Kwyjibo is an experiment in real-time OCR, computer vision and machine learning using the game of Scrabble.
This was a project built for my university dissertation way back in 2011, so the approach taken here might seem a little dated compared to more modern approaches like neural networks. Hopefully some parts may still be useful for those working on something similar.
- Board Detection
Find edges of board using colour filtering
- Board Extraction & Rectification
Extract the board's pixel region and then rectify using a quadrilateral transformation
- Tile Colour Threshold
Find tiles by filtering out non-tile colour pixels
- Tile Extraction
Extract tile pixel regions with blob detection
- Tile Masking
Apply the Tile Colour Threshold to the Tile Extraction to mask out unwanted pixels
- Adaptive Thresholding
Use an adaptive threshold to find letter blobs
- Inner Border
Draw a thick inner border around the boundry to connect unwanted surrounding pixels
- Flood-fill Inner Border
Flood fill will remove the unwanted pixels
- Small Blob Removal
Use blob detection to find and remove small blobs below a threshold
- Extract & Rectify Letters
Use blob detection to extract tile letters and resize, dilate to a standard resolution
- Classify Letters
Use classification algorithms to determine the letters that have been placed
- Scrabble Game Logic
Use the detected letters to find words and score the player respectively
Reading Scrabble characters
Tile classification was solved with a classic k-nearest classifier, but these days I think it might be better to make use of modern neural networks instead. The classifier is given extracted letters from the above process, which have been reduced to a feature vector. The feature reduction method I found to work best was one that is a sort of grid based merge.
As shown below, grid merge takes a 2D array of features and merges them into a much more compact 1D array. The features are just binary pixels from the threshold step. The 2D feature space is divided into an array of n by n buckets, containing the count of pixels located in each bucket. This 2D array is then flattened to 1D for input into the classifier.

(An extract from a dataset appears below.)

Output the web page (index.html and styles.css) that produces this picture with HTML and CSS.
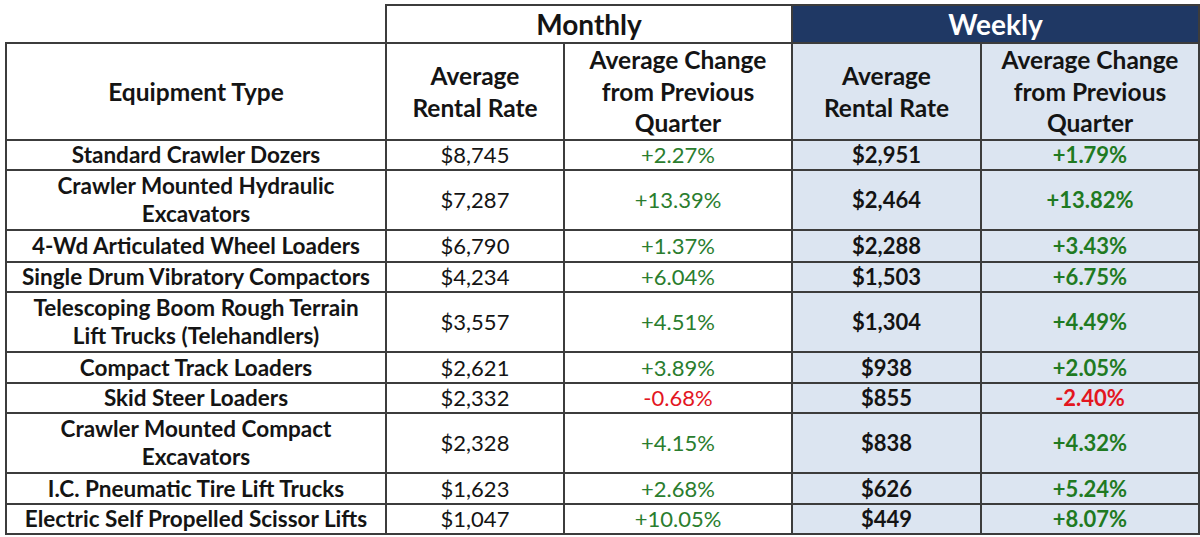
FILE: index.html
```html
<!DOCTYPE html>
<html>
<head>
<meta charset="utf-8">
<link rel="stylesheet" href="styles.css">
</head>
<body>
<table class="rates">
  <colgroup>
    <col class="c-type"><col class="c-mrate"><col class="c-mchg"><col class="c-wrate"><col class="c-wchg">
  </colgroup>
  <thead>
    <tr class="h1">
      <th class="blank"></th>
      <th colspan="2" class="monthly">Monthly</th>
      <th colspan="2" class="weekly">Weekly</th>
    </tr>
    <tr class="h2">
      <th>Equipment Type</th>
      <th>Average<br>Rental Rate</th>
      <th>Average Change<br>from Previous<br>Quarter</th>
      <th class="wk">Average<br>Rental Rate</th>
      <th class="wk">Average Change<br>from Previous<br>Quarter</th>
    </tr>
  </thead>
  <tbody>
    <tr class="r29"><td class="name">Standard Crawler Dozers</td><td>$8,745</td><td class="up">+2.27%</td><td class="wk b">$2,951</td><td class="wk b up">+1.79%</td></tr>
    <tr class="r60"><td class="name">Crawler Mounted Hydraulic<br>Excavators</td><td>$7,287</td><td class="up">+13.39%</td><td class="wk b">$2,464</td><td class="wk b up">+13.82%</td></tr>
    <tr class="r32"><td class="name">4-Wd Articulated Wheel Loaders</td><td>$6,790</td><td class="up">+1.37%</td><td class="wk b">$2,288</td><td class="wk b up">+3.43%</td></tr>
    <tr class="r29"><td class="name">Single Drum Vibratory Compactors</td><td>$4,234</td><td class="up">+6.04%</td><td class="wk b">$1,503</td><td class="wk b up">+6.75%</td></tr>
    <tr class="r60"><td class="name">Telescoping Boom Rough Terrain<br>Lift Trucks (Telehandlers)</td><td>$3,557</td><td class="up">+4.51%</td><td class="wk b">$1,304</td><td class="wk b up">+4.49%</td></tr>
    <tr class="r31"><td class="name">Compact Track Loaders</td><td>$2,621</td><td class="up">+3.89%</td><td class="wk b">$938</td><td class="wk b up">+2.05%</td></tr>
    <tr class="r30"><td class="name">Skid Steer Loaders</td><td>$2,332</td><td class="down">-0.68%</td><td class="wk b">$855</td><td class="wk b down">-2.40%</td></tr>
    <tr class="r60"><td class="name">Crawler Mounted Compact<br>Excavators</td><td>$2,328</td><td class="up">+4.15%</td><td class="wk b">$838</td><td class="wk b up">+4.32%</td></tr>
    <tr class="r31"><td class="name">I.C. Pneumatic Tire Lift Trucks</td><td>$1,623</td><td class="up">+2.68%</td><td class="wk b">$626</td><td class="wk b up">+5.24%</td></tr>
    <tr class="r30"><td class="name">Electric Self Propelled Scissor Lifts</td><td>$1,047</td><td class="up">+10.05%</td><td class="wk b">$449</td><td class="wk b up">+8.07%</td></tr>
  </tbody>
</table>
</body>
</html>
```

FILE: styles.css
```css
html, body {
  margin: 0;
  padding: 0;
  background: #ffffff;
}
body {
  padding: 4px 0 0 5px;
  font-family: Lato, "Open Sans", "Liberation Sans", sans-serif;
  color: #141414;
}
.rates {
  border-collapse: collapse;
  table-layout: fixed;
  width: 1193px;
}
.c-type { width: 380px; }
.c-mrate { width: 178px; }
.c-mchg { width: 228px; }
.c-wrate { width: 189px; }
.c-wchg { width: 218px; }

.rates th, .rates td {
  border: 2px solid #3c3c3c;
  padding: 0;
  text-align: center;
  vertical-align: middle;
  font-size: 22px;
  line-height: 28px;
  white-space: nowrap;
}
.rates th {
  font-weight: 700;
  font-size: 24.5px;
  line-height: 31.5px;
}
.h1 { height: 38px; }
.h1 th { font-size: 28px; line-height: 34px; }
.h1 .blank { border: none; border-bottom: 2px solid #3c3c3c; }
.h2 { height: 97px; }
.weekly { background: #1f3864; color: #ffffff; }
.wk { background: #dce5f1; }
.rates td.name { font-weight: 700; font-size: 22.5px; }
.b { font-weight: 700; }
.up { color: #2a7d2e; }
.b.up { color: #1f7a22; }
.down { color: #e3161f; }
.r29 { height: 29px; }
.r30 { height: 30px; }
.r31 { height: 31px; }
.r32 { height: 32px; }
.r60 { height: 60px; }
.r61 { height: 61px; }
```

This reduction approach seems pretty good, essentially O(n), so it works in real-time. It even improves the robustness of classification by increasing tolerance for slight rotation, skew and other unwanted effects. This is because slight 2D transforms won't alter the bucket pixel counts that much. In Kwyjibo grid merge reduces 1024 binary features (e.g. 32px * 32px) down to 16 integer features (a ~98% reduction) so the system performs far better.
The positioning of the camera is really important. The best position is directly above the board, framing it in shot exactly to gain the maximum resolution avaliable. This is quite impractical without a special camera rig and can cause issues with bright light reflections, since the board I was using was so shiny. Mounting the camera at any other position introduces skew but reduces reflections. Instead to handle any camera position I implemented board detection and rectification.